In the entries, find all lines that hold the word "with" and copy them.

## SUPPLIED ENTRIES:

= = = = = = =

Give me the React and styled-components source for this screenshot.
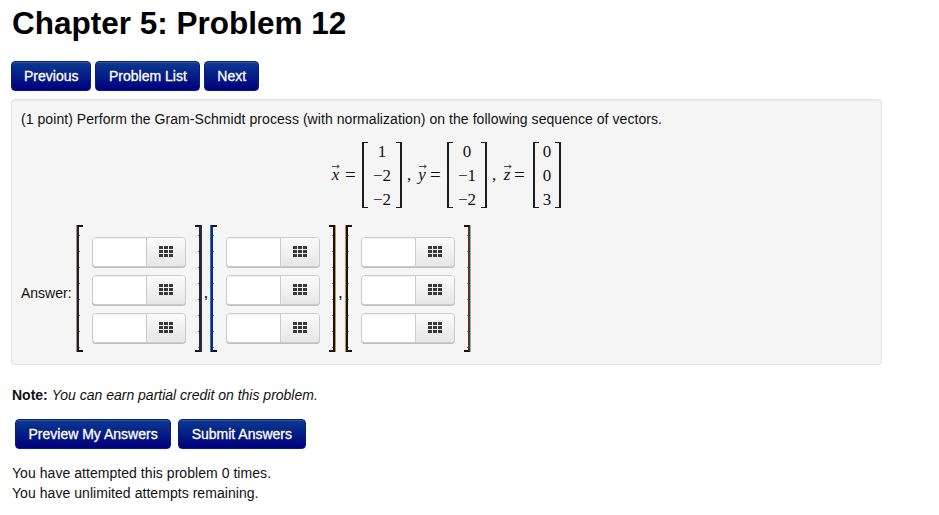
import React from "react";
import styled, { createGlobalStyle } from "styled-components";

const Global = createGlobalStyle`
  html, body { margin: 0; padding: 0; background: #fff; }
  body { font-family: "Liberation Sans", Arial, sans-serif; font-size: 14px; line-height: 20px; color: #1a1a1a; }
`;

const Page = styled.main`
  width: 939px;
  height: 515px;
  box-sizing: border-box;
  padding: 0 0 0 11px;
  overflow: hidden;
`;

const Title = styled.h1`
  margin: 0 0 0 1px;
  height: 61px;
  padding-top: 3px;
  box-sizing: border-box;
  font-size: 31.5px;
  line-height: 40px;
  font-weight: 700;
  color: #000;
`;

const ButtonRow = styled.nav`
  display: flex;
  gap: 4px;
  margin-bottom: 8px;
`;

const ActionRow = styled.div`
  display: flex;
  gap: 7px;
  margin: 14px 0 14px 4px;
`;

const Button = styled.button`
  height: 30px;
  box-sizing: border-box;
  padding: 0 ${(p) => p.$pad}px;
  border: 1px solid #0a1f78;
  border-radius: 4px;
  background: linear-gradient(#0b3a90, #00007c);
  color: #fff;
  font: 400 14px/20px "Liberation Sans", Arial, sans-serif;
  -webkit-text-stroke: 0.3px #fff;
  text-shadow: 0 -1px 0 rgba(0, 0, 0, 0.25);
  box-shadow: inset 0 1px 0 rgba(255, 255, 255, 0.15), 0 1px 2px rgba(0, 0, 0, 0.05);
`;

const Well = styled.section`
  width: 871px;
  height: 266px;
  box-sizing: border-box;
  padding: 9px 9px 0;
  background: #f5f5f5;
  border: 1px solid #e3e3e3;
  border-radius: 4px;
  box-shadow: inset 0 1px 1px rgba(0, 0, 0, 0.05);
`;

const Statement = styled.p`
  margin: 0;
  color: #111;
  letter-spacing: 0.06px;
`;

const Display = styled.div`
  display: flex;
  align-items: center;
  height: 68px;
  margin: 12px 0 0 309px;
  font-family: "Liberation Serif", "Times New Roman", serif;
  font-size: 17px;
  color: #111;
`;

const Sym = styled.span`
  position: relative;
  display: inline-block;
  font-style: italic;
  width: ${(p) => p.$w}px;
  text-align: center;
`;

const Arrow = styled.svg`
  position: absolute;
  left: 1px;
  top: -1px;
  width: 9px;
  height: 5px;
`;

const Eq = styled.span`
  flex: 0 0 11px;
  font-size: 19px;
  margin: 0 ${(p) => p.$r}px 0 ${(p) => p.$l}px;
`;

const Comma = styled.span`
  width: ${(p) => p.$w}px;
  padding-left: 5px;
  box-sizing: border-box;
`;

const Mat = styled.div`
  display: grid;
  grid-template-columns: 6px ${(p) => p.$inner}px 6px;
  height: 66px;
`;

const MatCol = styled.div`
  display: grid;
  grid-template-rows: repeat(3, 24px);
  margin: -2px 0 -4px;
  justify-items: center;
  align-items: center;
  white-space: nowrap;
`;

const Bracket = styled.div`
  box-sizing: border-box;
  border: 0 solid #1c1c1c;
  border-width: 1.5px 0;
  ${(p) => (p.$right ? "border-right-width: 2px;" : "border-left-width: 2px;")}
`;

const AnswerRow = styled.div`
  display: flex;
  align-items: center;
  height: 127px;
  margin-top: 17px;
`;

const Label = styled.span`
  width: 56px;
  color: #111;
  padding-top: 7px;
`;

const TallBracket = styled.div`
  width: 6px;
  height: 127px;
  margin-bottom: 3px;
  box-sizing: border-box;
  border: 0 solid #111;
  border-width: 2px 0;
  ${(p) => (p.$right ? "border-right: 2px solid " : "border-left: 2px solid ")}${(p) => p.$stem};
  background: repeating-linear-gradient(rgba(0, 0, 0, 0.55) 0 1px, transparent 1px 16px) ${(p) => (p.$right ? "right" : "left")} 8px / 1px 100% no-repeat;
  box-shadow: -1px 0 0 0 ${(p) => (p.$right ? "transparent" : p.$before)}, 1px 0 0 0 ${(p) => (p.$right ? p.$after : "transparent")};
`;

const Column = styled.div`
  display: flex;
  flex-direction: column;
  gap: 8px;
  margin: 0 9px;
`;

const MatrixGroup = styled.div`
  display: flex;
  align-items: center;
`;

const Sep = styled.span`
  width: ${(p) => p.$w}px;
  font-size: 12px;
  font-weight: 700;
  line-height: 12px;
  text-align: center;
  color: #111;
  padding-top: 8px;
`;

const InputGroup = styled.div`
  display: flex;
  width: 94px;
  height: 30px;
  box-sizing: border-box;
  border: 1px solid #ccc;
  border-radius: 4px;
  background: #fff;
  overflow: hidden;
  box-shadow: 0 1px 0 #bdbdbd;
`;

const Field = styled.input`
  flex: 0 0 54px;
  width: 54px;
  box-sizing: border-box;
  border: 0;
  border-right: 1px solid #ccc;
  padding: 0;
  background: #fff;
  box-shadow: inset 0 1px 1px rgba(0, 0, 0, 0.06);
  outline: none;
`;

const Palette = styled.span`
  flex: 1;
  display: flex;
  align-items: center;
  justify-content: center;
  background: linear-gradient(#fbfbfb, #e6e6e6);
`;

const Note = styled.p`
  margin: 20px 0 0 1px;
  color: #111;
`;

const Status = styled.p`
  margin: 0 0 0 1px;
  color: #111;
  letter-spacing: 0.05px;
`;

const VecArrow = () => (
  <Arrow viewBox="0 0 9 5">
    <path d="M1 2.5H8M6 .8 8.3 2.5 6 4.2" fill="none" stroke="#222" strokeWidth=".8" />
  </Arrow>
);

const GridIcon = () => (
  <svg width="14" height="11" viewBox="0 0 14 11" style={{ display: "block" }}>
    {[0, 4, 8].flatMap((y) =>
      [0, 5, 10].map((x) => <rect key={`${x}-${y}`} x={x} y={y} width="4" height="3" fill="#383838" />)
    )}
  </svg>
);

const MathMatrix = ({ values, inner }) => (
  <Mat $inner={inner}>
    <Bracket />
    <MatCol>
      {values.map((v, i) => (
        <span key={i}>{v}</span>
      ))}
    </MatCol>
    <Bracket $right />
  </Mat>
);

const Answer = () => (
  <InputGroup>
    <Field aria-label="answer" />
    <Palette>
      <GridIcon />
    </Palette>
  </InputGroup>
);

const AnswerMatrix = ({ open, close }) => (
  <MatrixGroup>
    <TallBracket $stem={open[0]} $before={open[1]} />
    <Column>
      <Answer />
      <Answer />
      <Answer />
    </Column>
    <TallBracket $right $stem={close[0]} $after={close[1]} />
  </MatrixGroup>
);

export default function App() {
  return (
    <Page>
      <Global />
      <Title>Chapter 5: Problem 12</Title>
      <ButtonRow>
        <Button $pad={12}>Previous</Button>
        <Button $pad={12.5}>Problem List</Button>
        <Button $pad={12}>Next</Button>
      </ButtonRow>
      <Well>
        <Statement>(1 point) Perform the Gram-Schmidt process (with normalization) on the following sequence of vectors.</Statement>
        <Display>
          <Sym $w={11}>
            <VecArrow />x
          </Sym>
          <Eq $l={4} $r={6}>=</Eq>
          <MathMatrix values={["1", "−2", "−2"]} inner={28} />
          <Comma $w={15}>,</Comma>
          <Sym $w={10}>
            <VecArrow />y
          </Sym>
          <Eq $l={3} $r={6}>=</Eq>
          <MathMatrix values={["0", "−1", "−2"]} inner={28} />
          <Comma $w={15}>,</Comma>
          <Sym $w={10}>
            <VecArrow />z
          </Sym>
          <Eq $l={2} $r={8}>=</Eq>
          <MathMatrix values={["0", "0", "3"]} inner={16} />
        </Display>
        <AnswerRow>
          <Label>Answer:</Label>
          <AnswerMatrix open={["#101f5c", "#d98a2c"]} close={["#3a2418", "#12328c"]} />
          <Sep $w={10}>,</Sep>
          <AnswerMatrix open={["#0f2a70", "#1f78c8"]} close={["#111", "#d9902c"]} />
          <Sep $w={11}>,</Sep>
          <AnswerMatrix open={["#111", "#d9902c"]} close={["#6a3010", "#6ab8e8"]} />
        </AnswerRow>
      </Well>
      <Note>
        <b>Note:</b> <i>You can earn partial credit on this problem.</i>
      </Note>
      <ActionRow>
        <Button $pad={12.5}>Preview My Answers</Button>
        <Button $pad={12.5}>Submit Answers</Button>
      </ActionRow>
      <Status>You have attempted this problem 0 times.</Status>
      <Status>You have unlimited attempts remaining.</Status>
    </Page>
  );
}
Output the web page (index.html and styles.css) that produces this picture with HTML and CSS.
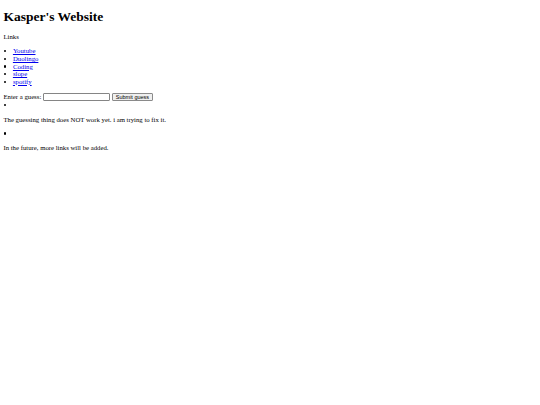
FILE: index.html
```html
<!DOCTYPE html>
<html lang="en">
<head>
    <meta charset="UTF-8">
    <meta name="viewport" content="width=device-width, initial-scale=1.0">
    <title>Kasper's Website</title>
    <link rel="stylesheet" href="styles.css">
</head>
<body>
    <h1>Kasper's Website</h1>

    <p>Links</p>
    <ul class="links">
        <li><a href="#">Youtube</a></li>
        <li><a href="#">Duolingo</a></li>
        <li><a href="#">Coding</a></li>
        <li><a href="#">slope</a></li>
        <li><a href="#">spotify</a></li>
    </ul>

    <form class="guess" onsubmit="return false;">
        <label for="guess">Enter a guess:</label>
        <input type="text" id="guess">
        <button type="submit">Submit guess</button>
    </form>

    <ul class="loose"><li></li></ul>
    <p>The guessing thing does NOT work yet. i am trying to fix it.</p>

    <ul class="loose"><li></li></ul>
    <p>In the future, more links will be added.</p>
</body>
</html>
```

FILE: styles.css
```css
body {
    margin: 3.4px;
    font-family: "Liberation Serif", "Times New Roman", serif;
    font-size: 6.75px;
    line-height: 7.6px;
    color: #000;
    background: #fff;
}

h1 {
    font-size: 13.5px;
    line-height: 15.5px;
    margin: 6px 0 8.5px;
}

p {
    margin: 6.5px 0;
}

a {
    color: #00e;
}

ul {
    margin: 6.5px 0;
    padding-left: 9.5px;
}

li {
    list-style: none;
    position: relative;
    min-height: 7.6px;
}

/* small round bullet, like the default disc */
li::before {
    content: "";
    position: absolute;
    left: -8.6px;
    top: 2.8px;
    width: 2.1px;
    height: 2.1px;
    border-radius: 50%;
    background: #000;
}

ul.loose {
    margin: 0;
}

.guess {
    display: flex;
    align-items: center;
    gap: 1.5px;
    height: 9.5px;
    margin: 0.5px 0 0;
}

.guess label {
    margin-right: 0.5px;
}

.guess input {
    width: 63px;
    height: 5px;
    padding: 0.5px 1px;
    border: 1px solid #858585;
    border-radius: 1px;
    font-size: 5.6px;
}

.guess button {
    font-family: "Liberation Sans", Arial, sans-serif;
    font-size: 5.5px;
    line-height: 6px;
    padding: 0.5px 3px;
    height: 8px;
    background: #efefef;
    border: 1px solid #8a8a8a;
    border-radius: 1px;
    color: #000;
}
```
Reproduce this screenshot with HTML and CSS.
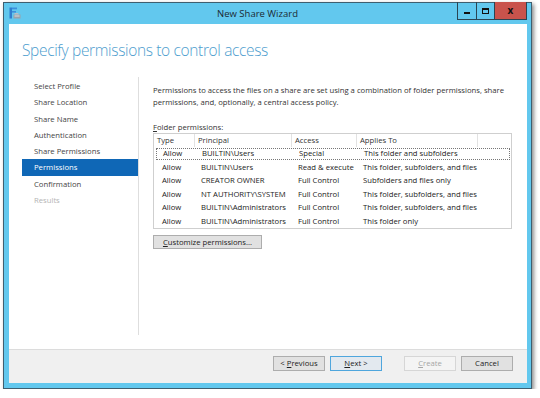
FILE: index.html
```html
<!DOCTYPE html>
<html lang="en">
<head>
  <meta charset="UTF-8" />
  <title>New Share Wizard</title>
  <link rel="stylesheet" href="styles.css">
</head>
<body>
  <div class="window">
    <div class="titlebar">
      <svg class="app-icon" width="12" height="12" viewBox="0 0 12 12">
        <rect x="0.5" y="0.5" width="2.5" height="11" fill="#2f7fd0"/>
        <rect x="3" y="0.5" width="5" height="1.8" fill="#3d8fdc"/>
        <rect x="3" y="4" width="4" height="1.6" fill="#3d8fdc"/>
        <path d="M4.5 7.5 H11.5 V11.5 H4.5 Z" fill="#9aa3ab"/>
        <path d="M5.5 6 H9 L10 7.5 H5.5 Z" fill="#b8c0c7"/>
        <rect x="5.5" y="8.5" width="5" height="1" fill="#d7dde2"/>
      </svg>
      <div class="title">New Share Wizard</div>
      <div class="caption-buttons">
        <div class="cap-btn cap-min"><span class="glyph"></span></div>
        <div class="cap-btn cap-max"><span class="glyph"></span></div>
        <div class="cap-btn cap-close">x</div>
      </div>
    </div>

    <div class="client">
      <div class="body">
        <h1>Specify permissions to control access</h1>
        <div class="main">
          <ul class="steps">
            <li>Select Profile</li>
            <li>Share Location</li>
            <li>Share Name</li>
            <li>Authentication</li>
            <li>Share Permissions</li>
            <li class="current">Permissions</li>
            <li>Confirmation</li>
            <li class="disabled">Results</li>
          </ul>

          <div class="panel">
            <p class="intro">Permissions to access the files on a share are set using a combination of folder permissions, share permissions, and, optionally, a central access policy.</p>
            <div class="label"><u>F</u>older permissions:</div>

            <div class="perm-table">
              <div class="perm-row head">
                <div>Type</div>
                <div>Principal</div>
                <div>Access</div>
                <div>Applies To</div>
                <div></div>
              </div>
              <div class="perm-row selected">
                <div>Allow</div><div>BUILTIN\Users</div><div>Special</div><div>This folder and subfolders</div><div></div>
              </div>
              <div class="perm-row">
                <div>Allow</div><div>BUILTIN\Users</div><div>Read &amp; execute</div><div>This folder, subfolders, and files</div><div></div>
              </div>
              <div class="perm-row">
                <div>Allow</div><div>CREATOR OWNER</div><div>Full Control</div><div>Subfolders and files only</div><div></div>
              </div>
              <div class="perm-row">
                <div>Allow</div><div>NT AUTHORITY\SYSTEM</div><div>Full Control</div><div>This folder, subfolders, and files</div><div></div>
              </div>
              <div class="perm-row">
                <div>Allow</div><div>BUILTIN\Administrators</div><div>Full Control</div><div>This folder, subfolders, and files</div><div></div>
              </div>
              <div class="perm-row">
                <div>Allow</div><div>BUILTIN\Administrators</div><div>Full Control</div><div>This folder only</div><div></div>
              </div>
            </div>

            <button class="btn customize"><u>C</u>ustomize permissions...</button>
          </div>
        </div>
      </div>

      <div class="footer">
        <button class="btn">&lt; <u>P</u>revious</button>
        <button class="btn default"><u>N</u>ext &gt;</button>
        <button class="btn disabled gap"><u>C</u>reate</button>
        <button class="btn">Cancel</button>
      </div>
    </div>
  </div>
</body>
</html>
```

FILE: styles.css
```css
body {
  margin: 0;
  background: #fff;
  font-family: "Open Sans", sans-serif;
  font-size: 7.7px;
  color: #333;
}
.window {
  margin: 2px 0 0 3px;
  width: 527px;
  height: 385px;
  border: 1px solid #3f5f70;
  background: #62c8ee;
  display: flex;
  flex-direction: column;
  box-shadow: 2px 2px 4px rgba(0, 0, 0, 0.45);
}
.titlebar {
  height: 21px;
  display: flex;
  align-items: flex-start;
  padding: 0 4px 0 5px;
}
.app-icon {
  margin-top: 4px;
  display: block;
}
.title {
  flex: 1;
  text-align: center;
  padding-left: 37px;
  font-size: 9.5px;
  line-height: 21px;
  color: #1b2a33;
}
.caption-buttons {
  display: flex;
  margin-top: -1px;
  height: 17px;
  border: 1px solid #2a4553;
  border-top: none;
}
.cap-btn {
  height: 17px;
  display: flex;
  align-items: center;
  justify-content: center;
}
.cap-min {
  width: 18px;
  border-right: 1px solid #2a4553;
}
.cap-min .glyph {
  width: 6px;
  height: 2px;
  background: #111;
  margin-top: 4px;
}
.cap-max {
  width: 17px;
  border-right: 1px solid #2a4553;
}
.cap-max .glyph {
  width: 5px;
  height: 3px;
  border: 1.5px solid #111;
  border-top-width: 2px;
}
.cap-close {
  width: 31px;
  background: #c9534c;
  color: #111;
  font-size: 10px;
  font-weight: 700;
  line-height: 17px;
}
.client {
  flex: 1;
  margin: 0 4px 5px 5px;
  background: #fff;
  display: flex;
  flex-direction: column;
}
.body {
  flex: 1;
  display: flex;
  flex-direction: column;
  padding: 16px 0 14px 13px;
}
h1 {
  margin: 0;
  font-size: 15.5px;
  letter-spacing: -0.35px;
  line-height: 20px;
  font-weight: 300;
  color: #4d9dce;
}
.main {
  flex: 1;
  display: flex;
  margin-top: 17px;
}
.steps {
  list-style: none;
  margin: 0;
  padding: 1px 0 0;
  width: 116px;
  border-right: 1px solid #dedede;
}
.steps li {
  height: 16.3px;
  line-height: 16.3px;
  padding-left: 12px;
  color: #444;
}
.steps li.current {
  background: #0f67b6;
  color: #fff;
}
.steps li.disabled {
  color: #b4b4b4;
}
.panel {
  flex: 1;
  padding: 7px 15px 0 14px;
}
.intro {
  margin: 0;
  line-height: 12px;
}
.label {
  margin-top: 13px;
  line-height: 12px;
}
.perm-table {
  border: 1px solid #cfcfcf;
  height: 94px;
}
.perm-row {
  display: grid;
  grid-template-columns: 41px 97px 65px 121px 1fr;
  height: 13.6px;
  line-height: 13.6px;
  white-space: nowrap;
  color: #222;
}
.perm-row > div {
  padding-left: 6px;
}
.perm-row > div:first-child {
  padding-left: 8px;
}
.perm-row.head {
  height: 13px;
  line-height: 13px;
  color: #333;
}
.perm-row.head > div {
  padding-left: 3px;
  border-right: 1px solid #e2e2e2;
}
.perm-row.head > div:first-child {
  padding-left: 3px;
}
.perm-row.head > div:last-child {
  border-right: none;
}
.perm-row.selected {
  outline: 1px dotted #777;
  outline-offset: -2px;
  margin-left: 1px;
}
.btn {
  font-family: "Open Sans", sans-serif;
  font-size: 7.7px;
  color: #222;
  background: #e1e1e1;
  border: 1px solid #adadad;
  padding: 0;
  height: 15px;
  line-height: 13px;
}
.customize {
  display: block;
  margin-top: 6px;
  width: 109px;
  height: 14px;
  line-height: 12px;
}
.footer {
  height: 27px;
  border-top: 1px solid #dcdcdc;
  background: #f0f0f0;
  display: flex;
  justify-content: flex-end;
  align-items: flex-start;
  gap: 5px;
  padding: 6px 14px 0 0;
}
.footer .btn {
  width: 52px;
}
.btn.default {
  border-color: #4fa6dd;
  background: #e3e9ef;
}
.btn.disabled {
  background: #f4f4f4;
  border-color: #d6d6d6;
  color: #a6a6a6;
}
.btn.gap {
  margin-left: 17px;
}
```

= = = = = = =

## THE RESPONSE:
        <Statement>(1 point) Perform the Gram-Schmidt process (with normalization) on the following sequence of vectors.</Statement>
Output the web page (index.html and styles.css) that produces this picture with HTML and CSS.
Reproduce this screenshot with HTML and CSS.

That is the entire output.